Sure, Nintendo eventually relented and released the Circle Pad Pro, a huge dock for the system containing a second circle pad. But its clumsy design, leading gamers to dub it the ‘Frankenstick’, left a lot to be desired. On top of this, it isn’t easy to find in stores. I have yet to see one in person. The New 3DS is finally set to fix what the first 3DS redesign should have. A second analog stick is exactly what the 3DS needs as it improves its power and moves further into the 3D graphics world. Fortunately, because of the Frankenstick, there are already games such as Resident Evil: Revelations and Kid Icarus: Rising, which are set to accommodate the second stick. More importantly, the launch of Monster Hunger 4 and Xenoblade Chronicles, both huge 3D adventures coincide with the release of the New 3DS, thus making use of the long-needed nub.

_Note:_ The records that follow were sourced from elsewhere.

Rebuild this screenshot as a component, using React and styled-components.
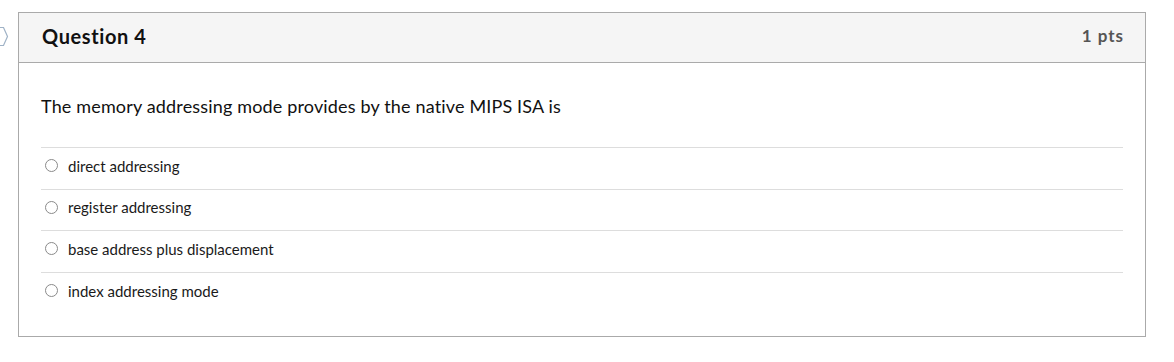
import React from "react";
import styled, { createGlobalStyle } from "styled-components";

const Global = createGlobalStyle`
  html, body { margin: 0; padding: 0; background: #fff; }
  body { font-family: Lato, "Noto Sans", sans-serif; color: #111; }
`;

const Page = styled.div`
  padding: 12px 0 0 18px;
  position: relative;
`;

const Bookmark = styled.svg`
  position: absolute;
  left: 0;
  top: 27px;
`;

const Card = styled.div`
  width: 1126px;
  border: 1px solid #aaaaaa;
  background: #fff;
`;

const Header = styled.div`
  height: 50px;
  display: flex;
  align-items: center;
  justify-content: space-between;
  padding: 0 21px 4px 23px;
  box-sizing: border-box;
  background: #f5f5f5;
  border-bottom: 1px solid #aaaaaa;
`;

const Title = styled.div`
  font-size: 20px;
  font-weight: 700;
  color: #111;
  letter-spacing: 0.6px;
`;

const Points = styled.div`
  font-size: 17px;
  font-weight: 700;
  color: #555;
  letter-spacing: 1px;
`;

const Body = styled.div`
  padding: 31px 22px 22px 22px;
`;

const Prompt = styled.div`
  font-size: 18px;
  line-height: 24px;
  letter-spacing: 0.16px;
  color: #111;
  margin-bottom: 29px;
`;

const Answers = styled.div`
  display: flex;
  flex-direction: column;
`;

const Answer = styled.label`
  display: flex;
  align-items: center;
  padding: 0 0 6px 4px;
  box-sizing: border-box;
  border-top: 1px solid #dddddd;
  font-size: 15px;
  color: #1a1a1a;
  height: ${(p) => p.h}px;
`;

const Radio = styled.span`
  width: 13px;
  height: 13px;
  box-sizing: border-box;
  border: 1px solid #8a8a8a;
  border-radius: 50%;
  margin-right: 10px;
  flex: none;
  background: #fff;
`;

const options = [
  ["direct addressing", 42],
  ["register addressing", 41],
  ["base address plus displacement", 42],
  ["index addressing mode", 42],
];

export default function App() {
  return (
    <>
      <Global />
      <Page>
        <Bookmark width="9" height="20" viewBox="0 0 9 20">
          <path d="M-1 0.5 H3.5 L7.5 9.5 L3.5 18.5 H-1" fill="none" stroke="#9fb2c6" strokeWidth="1.2" />
        </Bookmark>
        <Card>
          <Header>
            <Title>Question 4</Title>
            <Points>1 pts</Points>
          </Header>
          <Body>
            <Prompt>The memory addressing mode provides by the native MIPS ISA is</Prompt>
            <Answers>
              {options.map(([t, h]) => (
                <Answer key={t} h={h}>
                  <Radio />
                  {t}
                </Answer>
              ))}
            </Answers>
          </Body>
        </Card>
      </Page>
    </>
  );
}
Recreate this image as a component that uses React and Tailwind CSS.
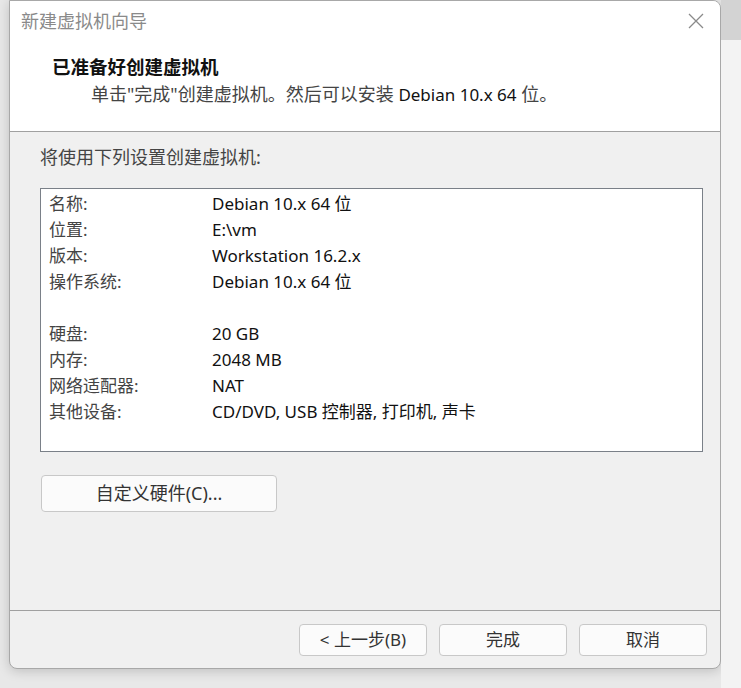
import React from 'react';

const rows = [
  ['名称:', 'Debian 10.x 64 位'],
  ['位置:', 'E:\\vm'],
  ['版本:', 'Workstation 16.2.x'],
  ['操作系统:', 'Debian 10.x 64 位'],
  null,
  ['硬盘:', '20 GB'],
  ['内存:', '2048 MB'],
  ['网络适配器:', 'NAT'],
  ['其他设备:', 'CD/DVD, USB 控制器, 打印机, 声卡'],
];

const font = { fontFamily: 'Tahoma, "Noto Sans", "Noto Sans CJK SC", sans-serif' };

const Btn = ({ children, className = '' }) => (
  <button className={`h-[32px] rounded-[4px] border border-[#c8c8c8] bg-[#fbfbfb] text-[17px] text-[#333] ${className}`}>
    {children}
  </button>
);

export default function App() {
  return (
    <div className="flex h-[688px] w-[741px] overflow-hidden bg-[#e8e8e8] text-[#1a1a1a]" style={font}>
      <div className="ml-[9px] flex h-[669px] w-[712px] shrink-0 flex-col overflow-hidden rounded-b-[8px] rounded-tr-[8px] border border-[#a8a8a8] bg-[#f0f0f0] shadow-[0_2px_12px_rgba(0,0,0,0.18)]">
        {/* header */}
        <div className="h-[131px] shrink-0 border-b border-[#a0a0a0] bg-white">
          <div className="flex h-[40px] items-center justify-between pl-[11px] pr-[16px]">
            <span className="text-[18px] text-[#8a8a8a]">新建虚拟机向导</span>
            <svg width="16" height="16" viewBox="0 0 16 16" className="text-[#8a8a8a]">
              <path d="M1 1 L15 15 M15 1 L1 15" stroke="currentColor" strokeWidth="1.3" fill="none" />
            </svg>
          </div>
          <div className="pl-[42px] pt-[13px] text-[18.5px] font-bold leading-[26px] text-[#111]">已准备好创建虚拟机</div>
          <div className="pl-[81px] pt-[1px] text-[18px] leading-[26px] text-[#444]">
            单击"完成"创建虚拟机。然后可以安装 <span className="text-[17px] text-[#111]">Debian 10.x 64</span> 位。
          </div>
        </div>

        {/* body */}
        <div className="flex flex-1 flex-col px-[30px]">
          <div className="pt-[12px] text-[18px] leading-[26px] text-[#444]">将使用下列设置创建虚拟机:</div>
          <div className="mt-[18px] h-[264px] w-[663px] border border-[#7a8088] bg-white pl-[8px] pt-[2px]">
            {rows.map((r, i) =>
              r ? (
                <div key={i} className="flex text-[17px] leading-[26px]">
                  <span className="w-[163px] shrink-0 text-[#444]">{r[0]}</span>
                  <span className="text-[#111]">{r[1]}</span>
                </div>
              ) : (
                <div key={i} className="h-[26px]" />
              )
            )}
          </div>
          <Btn className="mt-[23px] ml-[1px] h-[37px] w-[236px] text-[18px]">自定义硬件(C)...</Btn>
        </div>

        {/* footer */}
        <div className="flex h-[58px] shrink-0 items-start justify-end gap-[12px] border-t border-[#a0a0a0] pr-[13px] pt-[13px]">
          <Btn className="w-[128px]">&lt; 上一步(B)</Btn>
          <Btn className="w-[128px]">完成</Btn>
          <Btn className="w-[128px]">取消</Btn>
        </div>
      </div>
      <div className="flex flex-1 flex-col">
        <div className="h-[40px] bg-[#d3d3d3]" />
        <div className="flex-1 bg-[#f3f3f3]" />
      </div>
    </div>
  );
}
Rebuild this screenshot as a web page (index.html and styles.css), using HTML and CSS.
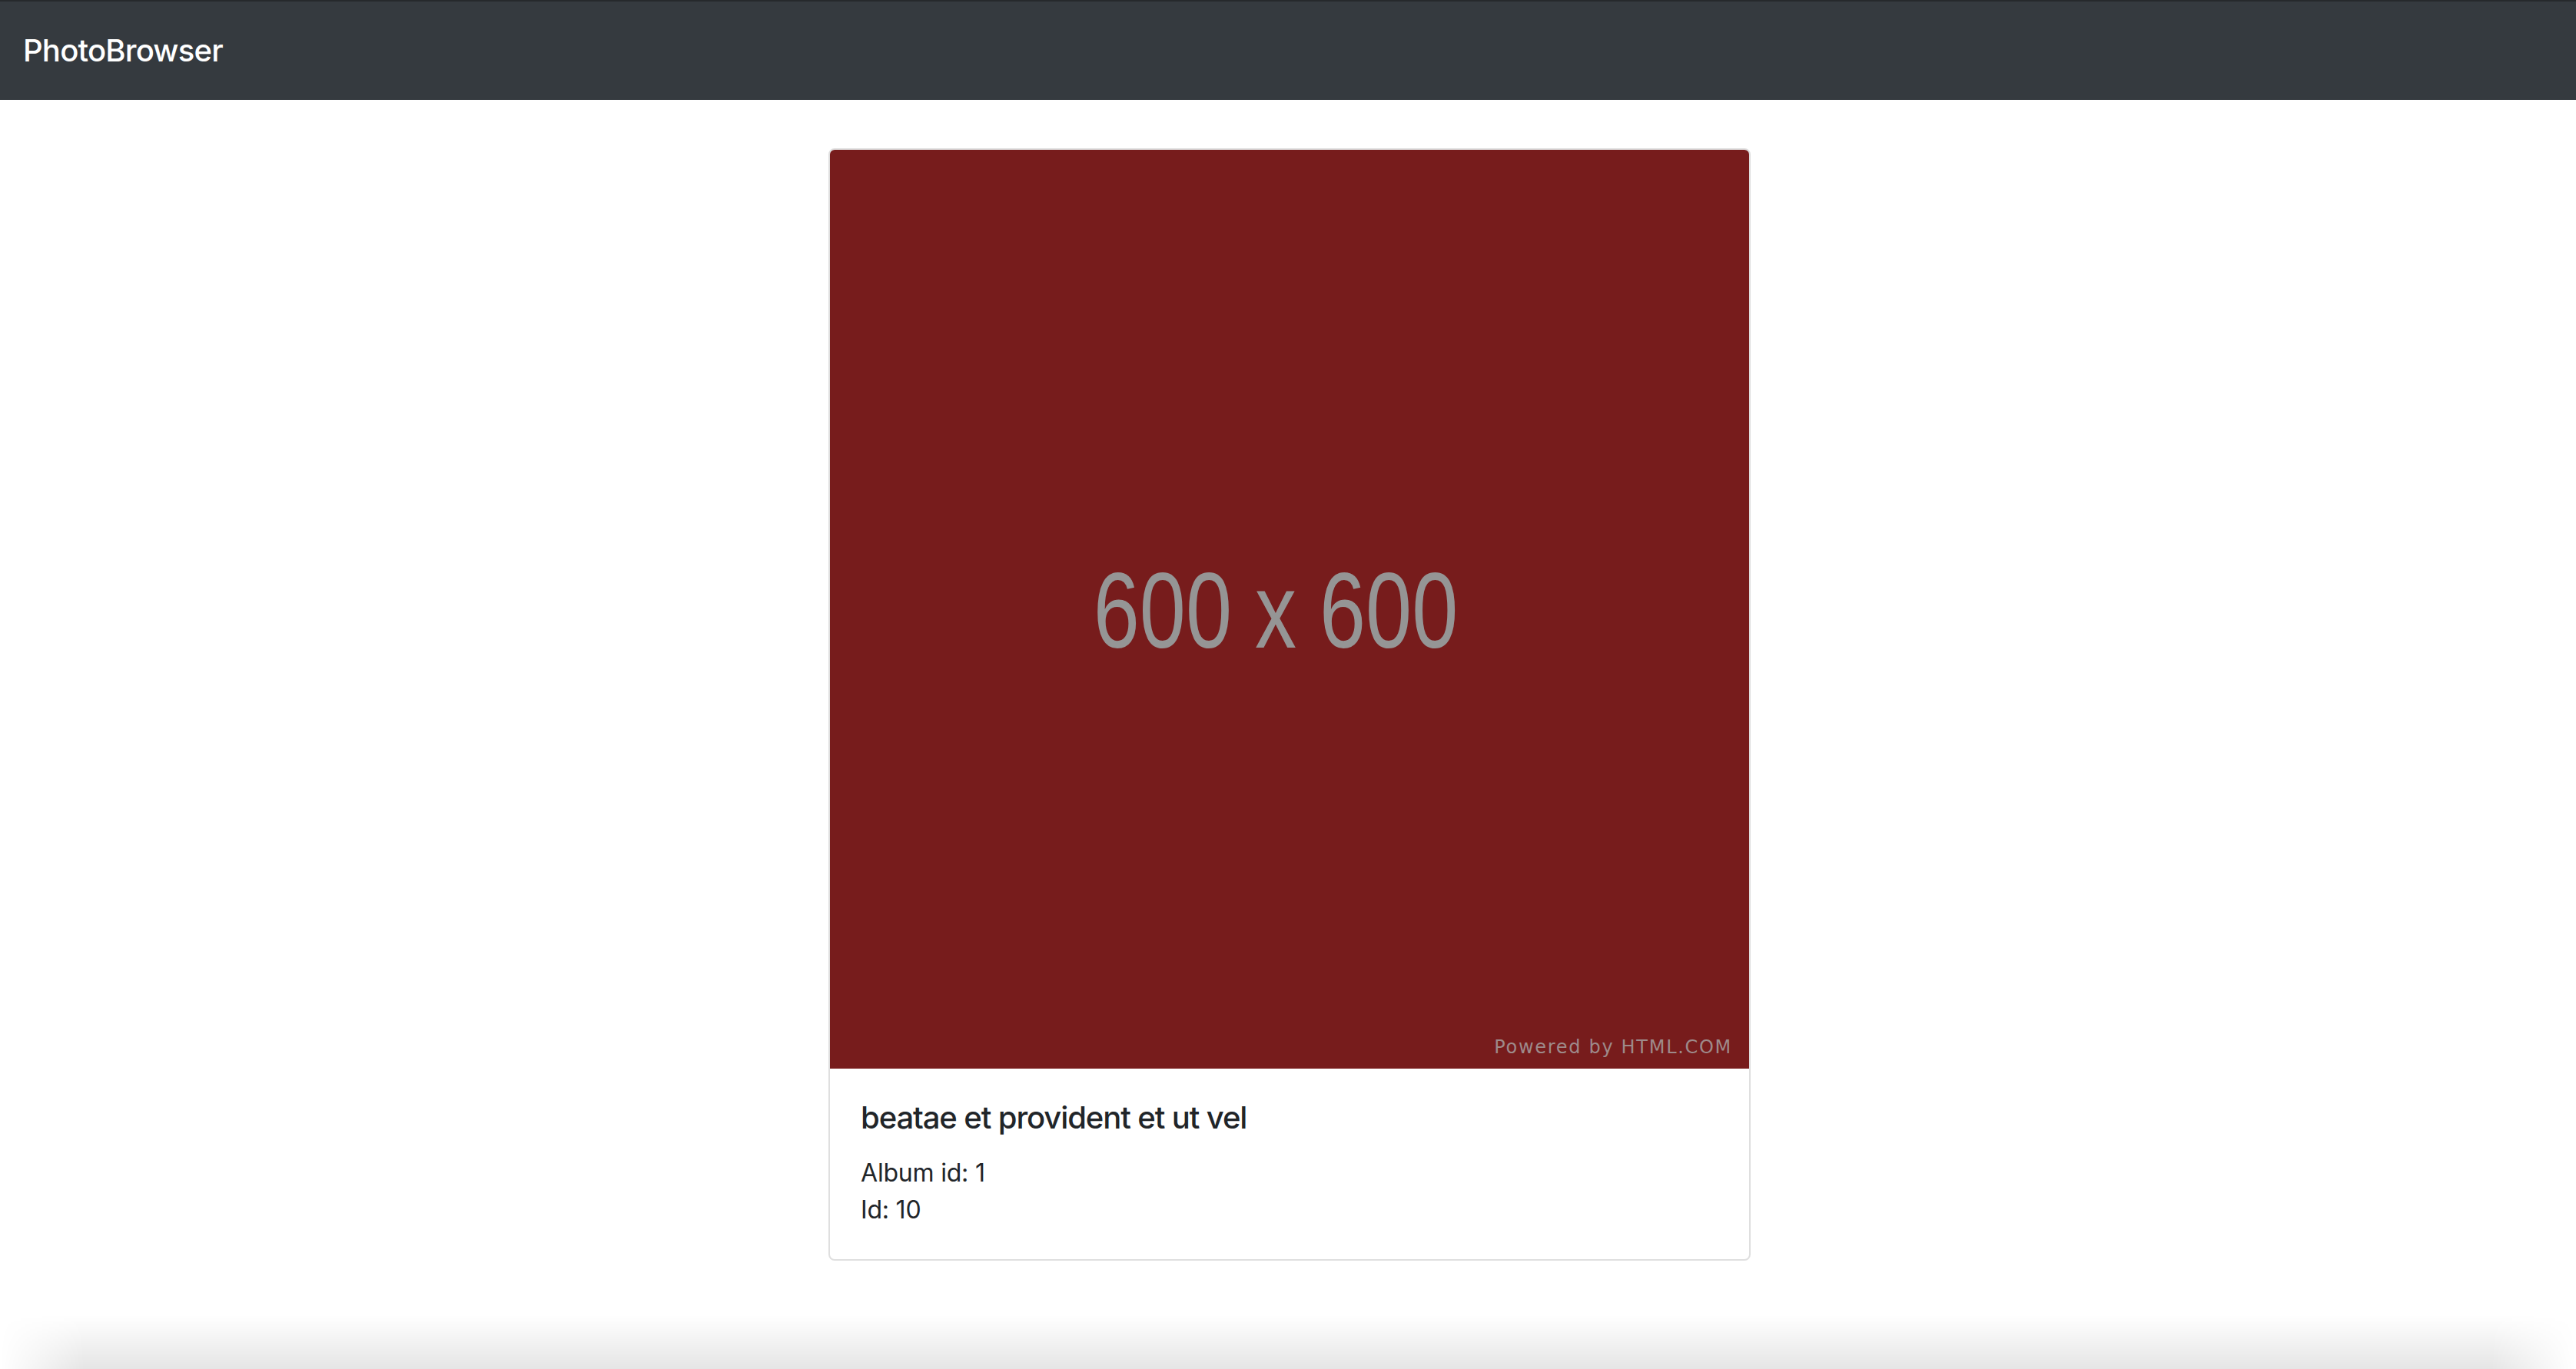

Speaking of Xenoblade Chronicles, my biggest reason for upgrading to the New 3DS is the improved GPU. Nintendo has announced that there will be games released solely for the New 3DS. Normally, I wouldn’t care too much. After all, there were exclusive games for the DSi last generation. However, they are kicking it off with Xenoblade Chronicles, which was hands down, in my opinion, the single best game of last generation. Not only am I impressed that such a game can even fit on the 3DS, but I’m also keen to be able to play such a monster-sized game on the go. Some people have complained about being cut out due to the exclusive games. This is unfortunate, but ultimately good. It’s better than Nintendo make a redesign and upgrade the GPU rather than them release a brand new handheld. The latter decision would require everyone to buy a new system to play all games, rather than only a few.
In the end, hardware is unimportant. Games are what matters, and gamers will follow the games they want to whatever hardware has them. For example, I picked up the original Playstation solely because of Final Fantasy VII. Similarly, I purchased the Nintendo 64 for Ocarina of Time. People who cannot resist games such as Xenoblade Chronicles will be compelled to purchase the redesign. Is this bad for consumers? Of course not. In its current state, the 3DS cannot handle games of that magnitude. So, without the redesign, they wouldn’t exist. The only risk is that too many developers will take advantage of the new GPU and develop games almost exclusively for the New 3DS, thus forcing people to upgrade. However, in gaming, upgrading systems is a regular occurrence, and not particularly shocking.
The New 3DS is what I’ve always wanted the 3DS to be. With such a statement behind me, is there any doubt why I’m willing to make the plunge again? As I said, I’ve had a horse in every handheld generation to ever exist, and I can say without hyperbole that the 3DS is the best handheld ever made, with the best handheld games ever made. If Nintendo asks for a little more to unlock even more potential for this already amazing system, I don’t care. This is a system that has thrived on delivering the premier quality handheld experience. I think I’m willing to pay more to get more of that.